> Directions
Copy each line where the word "screenshot" occurs.
○ ○ ○ ○ ○ ○ ○
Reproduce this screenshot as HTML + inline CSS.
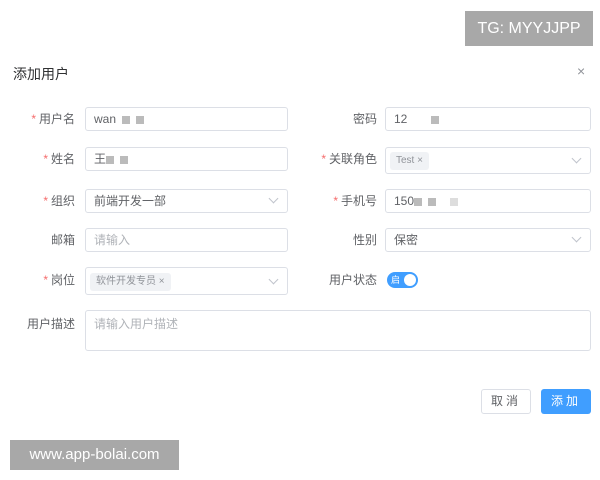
<!DOCTYPE html>
<html><head><meta charset="utf-8"><style>
body{margin:0;width:600px;height:480px;background:#fff;position:relative;font-family:"Liberation Sans","Noto Sans CJK SC",sans-serif;font-size:12px;color:#606266;overflow:hidden}
.a{position:absolute}
.in{position:absolute;border:1px solid #dcdfe6;border-radius:3px;box-sizing:border-box;background:#fff}
.lab{position:absolute;text-align:right;width:80px;line-height:24px}
.lab i{color:#f56c6c;font-style:normal;margin-right:3px}
.tx{position:absolute;left:8px;top:0;line-height:22px;color:#606266}
.ph{color:#b0b3b8}
.ar{position:absolute;right:10px;top:5px;width:6px;height:6px;border-right:1px solid #c0c4cc;border-bottom:1px solid #c0c4cc;transform:rotate(45deg)}
.tag{position:absolute;top:4px;left:4px;height:18px;line-height:18px;background:#f0f2f5;color:#909399;font-size:10px;padding:0 6px;border-radius:3px}
.blk{display:inline-block;width:8px;height:8px;background:#bbb;margin-left:6px;vertical-align:middle}
</style></head><body>
<div class="a" style="left:465px;top:11px;width:128px;height:35px;background:#a8a8a8;color:#fff;font-size:16px;line-height:35px;text-align:center">TG: MYYJJPP</div>
<div class="a" style="left:13px;top:64px;font-size:14px;color:#303133;line-height:20px">添加用户</div>
<div class="a" style="left:577px;top:63px;font-size:14px;color:#909399">×</div>

<div class="lab" style="left:-5px;top:107px"><i>*</i>用户名</div>
<div class="in" style="left:85px;top:107px;width:203px;height:24px"><span class="tx">wan<span class="blk"></span><span class="blk"></span></span></div>
<div class="lab" style="left:297px;top:107px">密码</div>
<div class="in" style="left:385px;top:107px;width:206px;height:24px"><span class="tx">12<span class="blk" style="margin-left:24px"></span></span></div>

<div class="lab" style="left:-5px;top:147px"><i>*</i>姓名</div>
<div class="in" style="left:85px;top:147px;width:203px;height:24px"><span class="tx">王<span class="blk" style="margin-left:0"></span><span class="blk"></span></span></div>
<div class="lab" style="left:297px;top:147px"><i>*</i>关联角色</div>
<div class="in" style="left:385px;top:147px;width:206px;height:27px"><span class="tag">Test ×</span><span class="ar" style="top:7px"></span></div>

<div class="lab" style="left:-5px;top:189px"><i>*</i>组织</div>
<div class="in" style="left:85px;top:189px;width:203px;height:24px"><span class="tx">前端开发一部</span><span class="ar"></span></div>
<div class="lab" style="left:297px;top:189px"><i>*</i>手机号</div>
<div class="in" style="left:385px;top:189px;width:206px;height:24px"><span class="tx">150<span class="blk" style="margin-left:0"></span><span class="blk"></span><span class="blk" style="background:#ddd;margin-left:14px"></span></span></div>

<div class="lab" style="left:-5px;top:228px">邮箱</div>
<div class="in" style="left:85px;top:228px;width:203px;height:24px"><span class="tx ph">请输入</span></div>
<div class="lab" style="left:297px;top:228px">性别</div>
<div class="in" style="left:385px;top:228px;width:206px;height:24px"><span class="tx">保密</span><span class="ar"></span></div>

<div class="lab" style="left:-5px;top:268px"><i>*</i>岗位</div>
<div class="in" style="left:85px;top:267px;width:203px;height:28px"><span class="tag" style="top:5px">软件开发专员 ×</span><span class="ar" style="top:8px"></span></div>
<div class="lab" style="left:297px;top:268px">用户状态</div>
<div class="a" style="left:387px;top:272px;width:31px;height:16px;border-radius:8px;background:#409eff"><span class="a" style="left:4px;top:1px;color:#fff;font-size:9px;line-height:14px">启</span><span class="a" style="right:2px;top:2px;width:12px;height:12px;border-radius:50%;background:#fff"></span></div>

<div class="lab" style="left:-5px;top:312px">用户描述</div>
<div class="in" style="left:85px;top:310px;width:506px;height:41px"><span class="tx ph" style="top:2px">请输入用户描述</span></div>

<div class="in" style="left:481px;top:389px;width:50px;height:25px;text-align:center;line-height:23px;color:#606266;letter-spacing:3px">取消</div>
<div class="a" style="left:541px;top:389px;width:50px;height:25px;border-radius:3px;background:#409eff;color:#fff;text-align:center;line-height:25px;letter-spacing:3px">添加</div>

<div class="a" style="left:10px;top:440px;width:169px;height:30px;background:#a8a8a8;color:#fff;font-size:15px;line-height:30px;text-align:center">www.app-bolai.com</div>
</body></html>
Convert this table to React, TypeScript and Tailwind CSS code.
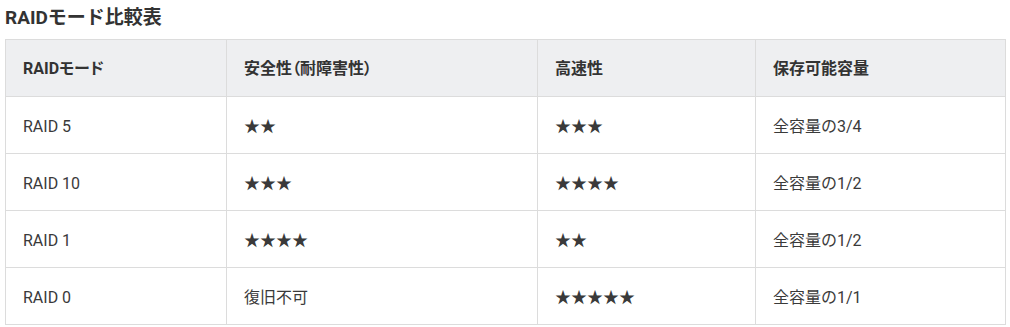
const rows = [
  { mode: 'RAID 5', safety: '★★', speed: '★★★', capacity: '全容量の3/4' },
  { mode: 'RAID 10', safety: '★★★', speed: '★★★★', capacity: '全容量の1/2' },
  { mode: 'RAID 1', safety: '★★★★', speed: '★★', capacity: '全容量の1/2' },
  { mode: 'RAID 0', safety: '復旧不可', speed: '★★★★★', capacity: '全容量の1/1' },
]

const headers = ['RAIDモード', '安全性（耐障害性）', '高速性', '保存可能容量']

export default function App() {
  return (
    <div
      className="bg-white px-[5px] pt-[4px] text-[#333]"
      style={{ fontFamily: 'Roboto, "Noto Sans CJK JP", sans-serif' }}
    >
      <h2 className="text-[19px] leading-[27px] font-bold text-[#333] mb-[8px]">RAIDモード比較表</h2>
      <table className="w-[1000px] border-collapse table-fixed text-[16px]">
        <colgroup>
          <col className="w-[221px]" />
          <col className="w-[311px]" />
          <col className="w-[218px]" />
          <col className="w-[250px]" />
        </colgroup>
        <thead>
          <tr className="bg-[#eeeff1]">
            {headers.map(h => (
              <th
                key={h}
                className="h-[57px] border border-[#dcdcdc] px-[17px] pt-[2px] text-left font-bold text-[#333] [font-feature-settings:'palt']"
              >
                {h}
              </th>
            ))}
          </tr>
        </thead>
        <tbody>
          {rows.map(r => (
            <tr key={r.mode} className="text-[#3a3a3a]">
              <td className="h-[57px] border border-[#dcdcdc] px-[17px] pt-[4px]">{r.mode}</td>
              <td className="h-[57px] border border-[#dcdcdc] px-[17px] pt-[4px]">{r.safety}</td>
              <td className="h-[57px] border border-[#dcdcdc] px-[17px] pt-[4px]">{r.speed}</td>
              <td className="h-[57px] border border-[#dcdcdc] px-[17px] pt-[4px]">{r.capacity}</td>
            </tr>
          ))}
        </tbody>
      </table>
    </div>
  )
}
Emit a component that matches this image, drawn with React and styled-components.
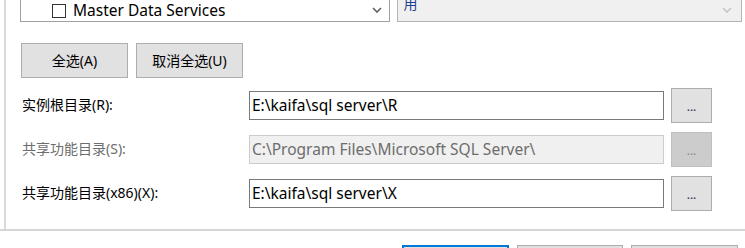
import * as React from 'react';
import styled, { createGlobalStyle } from 'styled-components';

const GlobalStyle = createGlobalStyle`
	html, body {
		margin: 0;
		padding: 0;
		background: #ffffff;
	}
	body {
		font-family: "Noto Sans", "Noto Sans CJK SC", sans-serif;
		font-size: 14px;
		color: #000000;
	}
`;

const Window = styled.div`
	width: 745px;
	height: 248px;
	overflow: hidden;
	display: flex;
	flex-direction: column;
	background: #ffffff;
`;

const Panel = styled.div`
	flex-shrink: 0;
	margin-left: 4px;
	border-left: 2px solid #d9d9d9;
	height: 229px;
	display: flex;
	flex-direction: column;
	box-sizing: border-box;
`;

const ComboRow = styled.div`
	display: flex;
	gap: 7px;
	margin-top: -9px;
	padding-left: 14px;
	padding-right: 3px;
`;

const Combo = styled.div`
	position: relative;
	box-sizing: border-box;
	height: 31px;
	width: ${(p) => p.$width}px;
	border: 1px solid ${(p) => (p.$disabled ? '#b4b4b4' : '#a0a0a0')};
	background: ${(p) => (p.$disabled ? '#f0f0f0' : '#ffffff')};
	display: flex;
	align-items: center;
	padding-left: ${(p) => p.$indent}px;
	padding-top: ${(p) => p.$shift}px;
	line-height: 1;
	overflow: hidden;
`;

const ComboText = styled.span`
	color: ${(p) => (p.$muted ? '#1f3f8f' : '#000000')};
	font-size: ${(p) => (p.$muted ? 14 : 15.5)}px;
	margin-top: ${(p) => (p.$muted ? -6 : 0)}px;
	white-space: nowrap;
`;

const Check = styled.span`
	display: inline-block;
	box-sizing: border-box;
	width: 14px;
	height: 14px;
	border: 1px solid #333333;
	background: #ffffff;
	margin-right: 7px;
`;

const Arrow = styled.svg`
	position: absolute;
	right: ${(p) => p.$right}px;
	top: 15px;
`;

const ActionRow = styled.div`
	display: flex;
	gap: 8px;
	margin-top: 21px;
	padding-left: 15px;
`;

const Button = styled.div`
	flex-shrink: 0;
	box-sizing: border-box;
	width: ${(p) => p.$width}px;
	height: 35px;
	border: ${(p) => (p.$primary ? '2px solid #0078d7' : '1px solid #adadad')};
	background: #e1e1e1;
	display: flex;
	align-items: center;
	justify-content: center;
	white-space: nowrap;
	line-height: 1;
`;

const Form = styled.div`
	display: grid;
	grid-template-columns: 220px 415px 41px;
	grid-auto-rows: 35px;
	column-gap: 7px;
	row-gap: 9px;
	margin-top: 10px;
	padding-left: 16px;
	align-items: center;
`;

const Label = styled.div`
	color: ${(p) => (p.$disabled ? '#6d6d6d' : '#000000')};
	white-space: nowrap;
	margin-top: -3px;
`;

const PathInput = styled.div`
	box-sizing: border-box;
	height: 29px;
	border: 1px solid ${(p) => (p.$disabled ? '#cccccc' : '#7a7a7a')};
	background: ${(p) => (p.$disabled ? '#f0f0f0' : '#ffffff')};
	color: ${(p) => (p.$disabled ? '#6d6d6d' : '#000000')};
	font-size: 15.5px;
	display: flex;
	align-items: center;
	padding-left: 2px;
	white-space: nowrap;
	overflow: hidden;
	line-height: 1;
`;

const Browse = styled.div`
	box-sizing: border-box;
	height: 35px;
	border: 1px solid ${(p) => (p.$disabled ? '#bfbfbf' : '#adadad')};
	background: ${(p) => (p.$disabled ? '#cccccc' : '#e1e1e1')};
	color: ${(p) => (p.$disabled ? '#8a8a8a' : '#303040')};
	display: flex;
	align-items: center;
	justify-content: center;
	padding-top: 3px;
	font-size: 12px;
	line-height: 1;
`;

const Footer = styled.div`
	flex-shrink: 0;
	border-top: 2px solid #d5d5d5;
	display: flex;
	justify-content: flex-end;
	gap: 8px;
	padding: 14px 7px 0 0;
`;

const Chevron = ({ color, right }) => (
	<Arrow $right={right} width="10" height="6" viewBox="0 0 10 6">
		<path d="M1 1 L5 5 L9 1" fill="none" stroke={color} strokeWidth="1.6" />
	</Arrow>
);

const rows = [
	{ label: '实例根目录(R):', value: 'E:\\kaifa\\sql server\\R' },
	{ label: '共享功能目录(S):', value: 'C:\\Program Files\\Microsoft SQL Server\\', disabled: true },
	{ label: '共享功能目录(x86)(X):', value: 'E:\\kaifa\\sql server\\X' },
];

export default function App() {
	return (
		<Window>
			<GlobalStyle />
			<Panel>
				<ComboRow>
					<Combo $width={370} $indent={31} $shift={8}>
						<Check />
						<ComboText>Master Data Services</ComboText>
						<Chevron color="#606060" right={7} />
					</Combo>
					<Combo $width={346} $indent={6} $shift={0} $disabled>
						<ComboText $muted>用</ComboText>
						<Chevron color="#c4c4c4" right={9} />
					</Combo>
				</ComboRow>
				<ActionRow>
					<Button $width={107}>全选(A)</Button>
					<Button $width={107}>取消全选(U)</Button>
				</ActionRow>
				<Form>
					{rows.map((row) => (
						<React.Fragment key={row.label}>
							<Label $disabled={row.disabled}>{row.label}</Label>
							<PathInput $disabled={row.disabled}>{row.value}</PathInput>
							<Browse $disabled={row.disabled}>...</Browse>
						</React.Fragment>
					))}
				</Form>
			</Panel>
			<Footer>
				<Button $width={107} $primary />
				<Button $width={106} />
				<Button $width={107} />
			</Footer>
		</Window>
	);
}
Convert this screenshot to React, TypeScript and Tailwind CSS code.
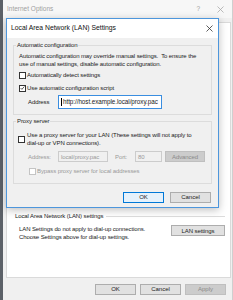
import React from 'react';

const font = { fontFamily: '"Liberation Sans", Arial, sans-serif' };

const Check = ({ checked = false, disabled = false }: { checked?: boolean; disabled?: boolean }) => (
  <div
    className={`w-[7px] h-[7px] shrink-0 border bg-white flex items-center justify-center ${
      disabled ? 'border-[#c4c4c4]' : 'border-[#333333]'
    }`}
  >
    {checked && (
      <svg width="6" height="6" viewBox="0 0 6 6">
        <path d="M0.8 3.1 L2.3 4.6 L5.2 1.2" fill="none" stroke="#222" strokeWidth="0.9" />
      </svg>
    )}
  </div>
);

const Btn = ({
  label,
  primary = false,
  disabled = false,
  className = '',
}: {
  label: string;
  primary?: boolean;
  disabled?: boolean;
  className?: string;
}) => (
  <div
    className={`flex items-center justify-center border text-[6px] ${
      disabled
        ? 'bg-[#cccccc] border-[#bfbfbf] text-[#8a8a8a]'
        : primary
        ? 'bg-[#e5f1fb] border-[#0078d7] text-[#222]'
        : 'bg-[#e1e1e1] border-[#adadad] text-[#222]'
    } ${className}`}
  >
    {label}
  </div>
);

const LanDialog = () => (
  <div className="absolute left-[3px] top-[18px] w-[213px] h-[190px] border border-[#4d96dc] bg-[#f0f0f0] flex flex-col shadow-[0_2px_8px_rgba(0,0,0,0.25)]">
    {/* title */}
    <div className="h-[19px] bg-white flex items-center justify-between pl-[4px] pr-[5px] text-[6.8px] text-[#111]">
      <span>Local Area Network (LAN) Settings</span>
      <svg width="7" height="7" viewBox="0 0 7 7">
        <path d="M0.5 0.5 L6.5 6.5 M6.5 0.5 L0.5 6.5" stroke="#333" strokeWidth="0.8" />
      </svg>
    </div>

    <div className="flex flex-col px-[6px] pt-[2px]">
      {/* Automatic configuration */}
      <div className="relative border border-[#dcdcdc] mt-[5px] h-[70px] pl-[5px] pr-[3px] pt-[6px] text-[6px] tracking-[-0.1px] leading-[8px] text-[#1a1a1a]">
        <span className="absolute -top-[5px] left-[2px] bg-[#f0f0f0] px-[1px]">Automatic configuration</span>
        <div>Automatic configuration may override manual settings.&nbsp; To ensure the</div>
        <div>use of manual settings, disable automatic configuration.</div>
        <div className="flex items-center gap-[1px] mt-[3px]">
          <Check />
          <span>Automatically detect settings</span>
        </div>
        <div className="flex items-center gap-[1px] mt-[5px]">
          <Check checked />
          <span>Use automatic configuration script</span>
        </div>
        <div className="flex items-center mt-[3px] pl-[9px]">
          <span className="w-[30px]">Address</span>
          <div className="w-[104px] h-[14px] border border-[#3a8ee0] bg-white flex items-center pl-[2px] text-[6.3px] tracking-[-0.05px] overflow-hidden">
            <span className="w-px h-[8px] bg-black mr-[1px] shrink-0" />
            http://host.example.local/proxy.pac
          </div>
        </div>
      </div>

      {/* Proxy server */}
      <div className="relative border border-[#dcdcdc] mt-[6px] h-[63px] pl-[4px] pr-[3px] pt-[9px] text-[6px] tracking-[-0.1px] leading-[8px] text-[#1a1a1a]">
        <span className="absolute -top-[5px] left-[2px] bg-[#f0f0f0] px-[1px]">Proxy server</span>
        <div className="flex items-center gap-[2px]">
          <Check />
          <div>
            <div>Use a proxy server for your LAN (These settings will not apply to</div>
            <div>dial-up or VPN connections).</div>
          </div>
        </div>
        <div className="flex items-center mt-[4px] pl-[10px] text-[#9a9a9a]">
          <span className="w-[30px]">Address:</span>
          <div className="w-[50px] h-[11px] border border-[#cccccc] bg-[#f0f0f0] flex items-center pl-[2px]">local/proxy.pac</div>
          <span className="ml-[7px] w-[20px]">Port:</span>
          <div className="w-[27px] h-[11px] border border-[#cccccc] bg-[#f0f0f0] flex items-center pl-[2px]">80</div>
          <Btn label="Advanced" disabled className="ml-[3px] w-[40px] h-[11px]" />
        </div>
        <div className="flex items-center gap-[1px] mt-[5px] pl-[11px] text-[#9a9a9a]">
          <Check disabled />
          <span>Bypass proxy server for local addresses</span>
        </div>
      </div>

      <div className="flex justify-end gap-[6px] mt-[8px] pr-[1px]">
        <Btn label="OK" primary className="w-[41px] h-[11px]" />
        <Btn label="Cancel" className="w-[41px] h-[11px]" />
      </div>
    </div>
  </div>
);

export default function App() {
  return (
    <div className="w-[233px] h-[300px] flex overflow-hidden whitespace-nowrap" style={font}>
      <div className="w-[3px] bg-[#5c6168]" />
      <div className="relative flex-1 h-[300px] bg-[#f0f0f0] flex flex-col border-r border-[#cfcfcf]">
        {/* title bar */}
        <div className="h-[18px] bg-[#f7f7f7] flex items-center justify-between pl-[4px] pr-[8px] text-[6.5px] text-[#a0a0a0]">
          <span>Internet Options</span>
          <div className="flex items-center gap-[17px]">
            <span>?</span>
            <svg width="7" height="7" viewBox="0 0 7 7">
              <path d="M0.5 0.5 L6.5 6.5 M6.5 0.5 L0.5 6.5" stroke="#aaa" strokeWidth="0.8" />
            </svg>
          </div>
        </div>

        {/* tab page */}
        <div className="mt-[4px] ml-[3px] mr-[1px] h-[256px] bg-white border border-[#dadada] pt-[189px] pl-[8px] pr-[5px] text-[6px] tracking-[-0.1px] leading-[8px] text-[#1a1a1a]">
          <div className="flex items-center gap-[3px]">
            <span>Local Area Network (LAN) settings</span>
            <div className="flex-1 h-px bg-[#dcdcdc]" />
          </div>
          <div className="flex items-start justify-between mt-[2px] pl-[4px]">
            <div className="pt-[3px]">
              <div>LAN Settings do not apply to dial-up connections.</div>
              <div>Choose Settings above for dial-up settings.</div>
            </div>
            <Btn label="LAN settings" className="w-[54px] h-[11px] mt-[3px]" />
          </div>
        </div>

        {/* bottom buttons */}
        <div className="flex justify-end gap-[4px] mt-[6px] pr-[6px]">
          <Btn label="OK" className="w-[41px] h-[11px]" />
          <Btn label="Cancel" className="w-[41px] h-[11px]" />
          <Btn label="Apply" disabled className="w-[41px] h-[11px]" />
        </div>

        <LanDialog />
      </div>
    </div>
  );
}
○ ○ ○ ○ ○ ○ ○
> Response for this exercise
Reproduce this screenshot as HTML + inline CSS.
Convert this screenshot to React, TypeScript and Tailwind CSS code.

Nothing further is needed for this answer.